Bjorken, Drell, Relativistic Quantum Mechanics, McGraw-Hill, (1964).
Cottingham W. N., An Introduction to the Standard Model of Particle Physics, 1998, pp. 112.
Feynman, R. P., Quantum Electrodynamics, Benjamin, N.Y., (1961).
Goldstein, Herbert, Classical Mechanics, 2nd Ed, Addison Welsey, 1980 pp. 576.
Graves, J. C,. Brill, D. R., “Oscillating Character of an Ideal Charged Wormhole,” Phys. Rev 120 1507-17, (1962).
Halzen F, A. D. Martin, Quarks and Leptons, Wiley, (1984).
Hawking, S, Large Scale Structure of Space-Time, Cambridge University Press, (1973) pp. 169.
Kursunglu B. N. and A. P. Wigner, Reminiscences about a Great Physicist: P.A.M Dirac, Cambridge Univ.
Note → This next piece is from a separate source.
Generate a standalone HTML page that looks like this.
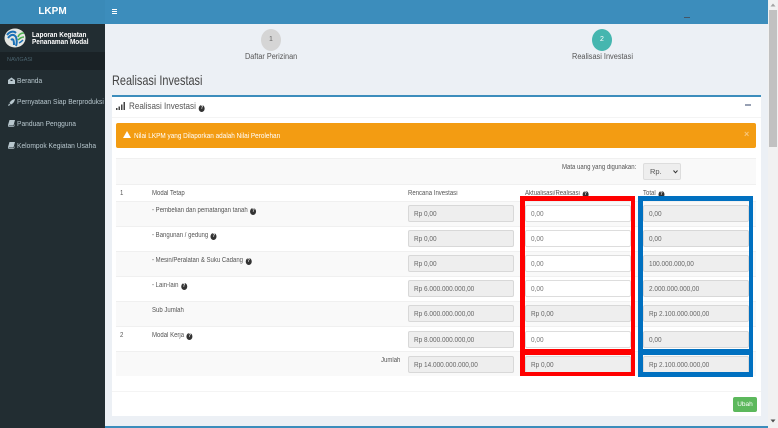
<!DOCTYPE html>
<html style="background:#ecf0f5"><head><meta charset="utf-8"><style>
*{box-sizing:border-box}
html,body{margin:0;padding:0;width:778px;height:428px;overflow:hidden;font-family:"Liberation Sans",sans-serif;color:#444}
body{filter:blur(.25px)}
.a{position:absolute}
.t{position:absolute;white-space:nowrap;font-size:7px;line-height:9px;color:#555;transform:scaleX(.86);transform-origin:0 50%}
.i{position:absolute;width:106px;height:17px;border:1px solid #d8d8d8;border-radius:2px;background:#eee;font-size:7.5px;line-height:15px;padding-left:5px;color:#666;white-space:nowrap}
.i span{display:inline-block;transform:scaleX(.86);transform-origin:0 50%}
.w{background:#fff;border-color:#ddd;color:#777}
.q{display:inline-block;position:relative;top:-1px;width:7px;height:7px;border-radius:50%;background:#333;color:#fff;font-size:5px;line-height:7px;text-align:center;font-weight:bold;vertical-align:-1px;margin-left:1px}
.n{position:absolute;left:17px;white-space:nowrap;font-size:7.5px;line-height:10px;color:#b8c7ce;transform:scaleX(.89);transform-origin:0 50%}
.s{position:absolute;left:116px;width:640px;background:#f9f9f9}
.l{position:absolute;left:116px;width:640px;height:1px;background:#f0f0f0}
</style></head><body>
<div class="a" style="left:0;top:0;width:768px;height:24px;background:#3c8dbc"></div>
<div class="a" style="left:0;top:0;width:105px;height:24px;background:#3a8ab8;color:#fff;font-weight:bold;font-size:10px;line-height:23px;text-align:center">LKPM</div>
<div class="a" style="left:112px;top:9px;width:5px;height:1.2px;background:#fff;box-shadow:0 2px 0 #fff,0 4px 0 #fff"></div>
<div class="a" style="left:684px;top:17px;width:6px;height:1px;background:#456"></div>
<div class="a" style="left:0;top:24px;width:105px;height:404px;background:#222d32"></div>
<div class="a" style="left:0;top:52px;width:105px;height:18px;background:#1a2226"></div>
<svg class="a" style="left:4px;top:28px" width="22" height="20" viewBox="0 0 22 20"><ellipse cx="11" cy="10" rx="10.500" ry="9.500" fill="#e4e6e2"/><path d="M3 7C6 3 10 3 12 5M4 10C7 6 10 6 12 9C13 12 13 15 12 18M7 12C9 10 10 12 10 17" fill="none" stroke="#1a6fb5" stroke-width="2"/><path d="M14 9C15 6 17 5 20 5M14 12C16 10 18 9 20 9" fill="none" stroke="#4caf50" stroke-width="1.500"/><path d="M15 15C17 14 18 13 19 12" fill="none" stroke="#1a6fb5" stroke-width="1.500"/></svg>
<div class="a" style="left:32px;top:32px;font-size:7px;line-height:7px;font-weight:bold;color:#fff;white-space:nowrap;transform:scaleX(.92);transform-origin:0 50%">Laporan Kegiatan<br>Penanaman Modal</div>
<div class="a" style="left:7px;top:57px;font-size:5.500px;line-height:7px;color:#4b646f">NAVIGASI</div>
<svg class="a" style="left:8px;top:77px" width="7" height="7" viewBox="0 0 7 7"><path d="M0 3L3.500 0.500L7 3V7H0Z M2.500 4H4.500V2.800H2.500Z" fill="#b8c7ce"/></svg>
<svg class="a" style="left:8px;top:99px" width="7" height="7" viewBox="0 0 7 7"><path d="M7 0C4 .5 2.500 2 1.500 4L3 5.500C5 4.500 6.500 3 7 0ZM1 4.500L0 7L2.500 6Z" fill="#b8c7ce"/></svg>
<svg class="a" style="left:8px;top:120px" width="7" height="7" viewBox="0 0 7 7"><path d="M1.500 0H7L5.500 5.500H1Q.2 6 1 6.200H5.800L6.500 3.500V6L5.500 7H1Q-.3 6.500 0 5Z" fill="#b8c7ce"/></svg>
<svg class="a" style="left:8px;top:142px" width="7" height="7" viewBox="0 0 7 7"><path d="M1.500 0H7L5.500 5.500H1Q.2 6 1 6.200H5.800L6.500 3.500V6L5.500 7H1Q-.3 6.500 0 5Z" fill="#b8c7ce"/></svg>
<div class="n" style="top:76px">Beranda</div>
<div class="n" style="top:97px">Pernyataan Siap Berproduksi</div>
<div class="n" style="top:119px">Panduan Pengguna</div>
<div class="n" style="top:141px">Kelompok Kegiatan Usaha</div>

<div class="a" style="left:261px;top:29px;width:20px;height:22px;border-radius:50%;background:#d5d5d5;color:#666;font-size:7px;line-height:22px;text-align:center">1</div>
<div class="a" style="left:592px;top:29px;width:20px;height:22px;border-radius:50%;background:#45b6af;color:#fff;font-size:7px;line-height:22px;text-align:center">2</div>
<div class="t" style="left:245px;top:52px;font-size:8px;line-height:10px;color:#555;transform:scaleX(.91)">Daftar Perizinan</div>
<div class="t" style="left:572px;top:52px;font-size:8px;line-height:10px;color:#555;transform:scaleX(.92)">Realisasi Investasi</div>
<div class="a" style="left:112px;top:72px;font-size:14px;line-height:16px;color:#444;white-space:nowrap;transform:scaleX(.78);transform-origin:0 50%">Realisasi Investasi</div>

<div class="a" style="left:112px;top:95px;width:649px;height:321px;background:#fff;border-top:2px solid #3c8dbc"></div>
<div class="a" style="left:112px;top:117px;width:649px;height:1px;background:#f4f4f4"></div>
<svg class="a" style="left:116px;top:102px" width="9" height="8" viewBox="0 0 9 8"><path d="M0 6h1.500v2H0zM2.500 4.500H4V8H2.500zM5 2.500h1.500V8H5zM7.500 0H9v8H7.500z" fill="#444"/></svg>
<div class="a" style="left:129px;top:101px;font-size:9.500px;line-height:11px;color:#555;white-space:nowrap;transform:scaleX(.85);transform-origin:0 50%">Realisasi Investasi <span class="q">?</span></div>
<div class="a" style="left:745px;top:104px;width:6px;height:1.500px;background:#97a0b3"></div>

<div class="a" style="left:116px;top:123px;width:640px;height:25px;background:#f39c12;border-radius:2px"></div>
<svg class="a" style="left:123px;top:131px" width="8" height="7" viewBox="0 0 8 7"><path d="M4 0L8 7H0Z" fill="#fff"/></svg>
<div class="a" style="left:134px;top:131px;font-size:7.500px;line-height:9px;color:#fff;white-space:nowrap;transform:scaleX(.855);transform-origin:0 50%">Nilai LKPM yang Dilaporkan adalah Nilai Perolehan</div>
<div class="a" style="left:744px;top:130px;font-size:9px;line-height:9px;color:#f8c67a;font-weight:bold">×</div>

<div class="s" style="top:158px;height:26px;border-top:1px solid #f0f0f0"></div>
<div class="s" style="top:201px;height:25px"></div>
<div class="s" style="top:251px;height:25px"></div>
<div class="s" style="top:301px;height:25px"></div>
<div class="s" style="top:351px;height:25px"></div>
<div class="l" style="top:184px"></div><div class="l" style="top:201px"></div><div class="l" style="top:226px"></div><div class="l" style="top:251px"></div><div class="l" style="top:276px"></div><div class="l" style="top:301px"></div><div class="l" style="top:326px"></div><div class="l" style="top:351px"></div>
<div class="a" style="left:112px;top:391px;width:649px;height:1px;background:#f4f4f4"></div>

<div class="t" style="left:562px;top:163px">Mata uang yang digunakan:</div>
<div class="a" style="left:643px;top:163px;width:38px;height:17px;background:#eee;border:1px solid #ddd;border-radius:2px;font-size:7.500px;line-height:15px;padding-left:6px;color:#555">Rp.</div>
<svg class="a" style="left:673px;top:170px" width="5" height="4" viewBox="0 0 5 4"><path d="M.5 .5L2.500 2.800L4.500 .5" fill="none" stroke="#333" stroke-width="1"/></svg>

<div class="t" style="left:120px;top:189px">1</div>
<div class="t" style="left:152px;top:189px">Modal Tetap</div>
<div class="t" style="left:408px;top:189px">Rencana Investasi</div>
<div class="t" style="left:525px;top:189px">Aktualisasi/Realisasi <span class="q">?</span></div>
<div class="t" style="left:643px;top:189px">Total <span class="q">?</span></div>

<div class="t" style="left:152px;top:206px">- Pembelian dan pematangan tanah <span class="q">?</span></div>
<div class="t" style="left:152px;top:231px">- Bangunan / gedung <span class="q">?</span></div>
<div class="t" style="left:152px;top:256px">- Mesin/Peralatan &amp; Suku Cadang <span class="q">?</span></div>
<div class="t" style="left:152px;top:281px">- Lain-lain <span class="q">?</span></div>
<div class="t" style="left:152px;top:306px">Sub Jumlah</div>
<div class="t" style="left:120px;top:331px">2</div>
<div class="t" style="left:152px;top:331px">Modal Kerja <span class="q">?</span></div>
<div class="t" style="left:381px;top:356px">Jumlah</div>

<div class="i" style="left:408px;top:205px"><span>Rp 0,00</span></div>
<div class="i" style="left:408px;top:230px"><span>Rp 0,00</span></div>
<div class="i" style="left:408px;top:255px"><span>Rp 0,00</span></div>
<div class="i" style="left:408px;top:280px"><span>Rp 6.000.000.000,00</span></div>
<div class="i" style="left:408px;top:305px"><span>Rp 6.000.000.000,00</span></div>
<div class="i" style="left:408px;top:331px"><span>Rp 8.000.000.000,00</span></div>
<div class="i" style="left:408px;top:356px"><span>Rp 14.000.000.000,00</span></div>

<div class="i w" style="left:525px;top:205px"><span>0,00</span></div>
<div class="i w" style="left:525px;top:230px"><span>0,00</span></div>
<div class="i w" style="left:525px;top:255px"><span>0,00</span></div>
<div class="i w" style="left:525px;top:280px"><span>0,00</span></div>
<div class="i" style="left:525px;top:305px"><span>Rp 0,00</span></div>
<div class="i w" style="left:525px;top:331px"><span>0,00</span></div>
<div class="i" style="left:525px;top:356px"><span>Rp 0,00</span></div>

<div class="i" style="left:643px;top:205px"><span>0,00</span></div>
<div class="i" style="left:643px;top:230px"><span>0,00</span></div>
<div class="i" style="left:643px;top:255px"><span>100.000.000,00</span></div>
<div class="i" style="left:643px;top:280px"><span>2.000.000.000,00</span></div>
<div class="i" style="left:643px;top:305px"><span>Rp 2.100.000.000,00</span></div>
<div class="i" style="left:643px;top:331px"><span>0,00</span></div>
<div class="i" style="left:643px;top:356px"><span>Rp 2.100.000.000,00</span></div>

<div class="a" style="left:520px;top:196px;width:115px;height:180px;border:solid #f00;border-width:5px 4px 4px 5px"></div>
<div class="a" style="left:520px;top:349px;width:115px;height:6px;background:#f00"></div>
<div class="a" style="left:638px;top:196px;width:115px;height:181px;border:solid #0070c0;border-width:5px 4px 5px 5px"></div>
<div class="a" style="left:638px;top:349px;width:115px;height:6px;background:#0070c0"></div>

<div class="a" style="left:733px;top:397px;width:24px;height:15px;background:#5cb85c;border-radius:2px;color:#fff;font-size:6.500px;line-height:15px;text-align:center">Ubah</div>

<div class="a" style="left:105px;top:426px;width:663px;height:2px;background:#3c8dbc"></div>
<div class="a" style="left:768px;top:0;width:10px;height:428px;background:#f1f1f1"></div>
<div class="a" style="left:769px;top:10px;width:8px;height:137px;background:#c1c1c1"></div>
<svg class="a" style="left:770px;top:3px" width="6" height="4" viewBox="0 0 6 4"><path d="M3 .5L5.500 3.500H.5Z" fill="#a3a3a3"/></svg>
<svg class="a" style="left:770px;top:419px" width="6" height="4" viewBox="0 0 6 4"><path d="M3 3.500L5.500 .5H.5Z" fill="#505050"/></svg>
</body></html>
Press, Cambridge, (1987).
Liboff, Richard, Quantum Mechanics, 2nd ed., Addison-Wesley, (1991), pp. 202.
Maker, David, Quantum Physics and Fractal Space Time, Chaos, Solitons, Fractals, Vol. 10, No. 1, (1999).
Maker, David, “Propulsion Implications of a New Source for the Einstein Equations,” in proceedings of Space Technology and International Forum (STAIF 2001), edited by M. El-Genk, AIP Proceeding 552, AIP, NY, 2001, pp. 618-629.
Merzbacher, Quantum Mechanics, 2nd Edition, 1970 P. 596, equations 24.21, 24.24.
Podlkletnov, (Pod) arXiv:physics/o108005, 3 Aug. 2001.
Sokolnikof, Tensor Analysis, Wiley, (1964).
Weinberg, S., Relativity and Cosmology, Wiley, (1972).

Claims

1. A disk (θ=90) conducting rapid rotator ω (can be mechanical rotation or superconductor electron rotation) at just above V=512 kV in a low amplitude VHF electric field (giving charge polar angle oscillation dθ/dt) will experience continuous lower mg according to:

Impulse/m=k[integral[Vω(dθ/dt)r sin²θ/(1−V/512 kV)]].

2. A disk (θ=90) conducting rapid rotator ω (can be mechanical rotation or superconductor electron rotation) for pulse though V=512 kV (giving charge polar angle oscillation dθ/dt) will experience pulsed lower mg according to:

Impulse/m=k[integral[Vω(dθ/dt)r sin²θ/(1−V/512 kV)]].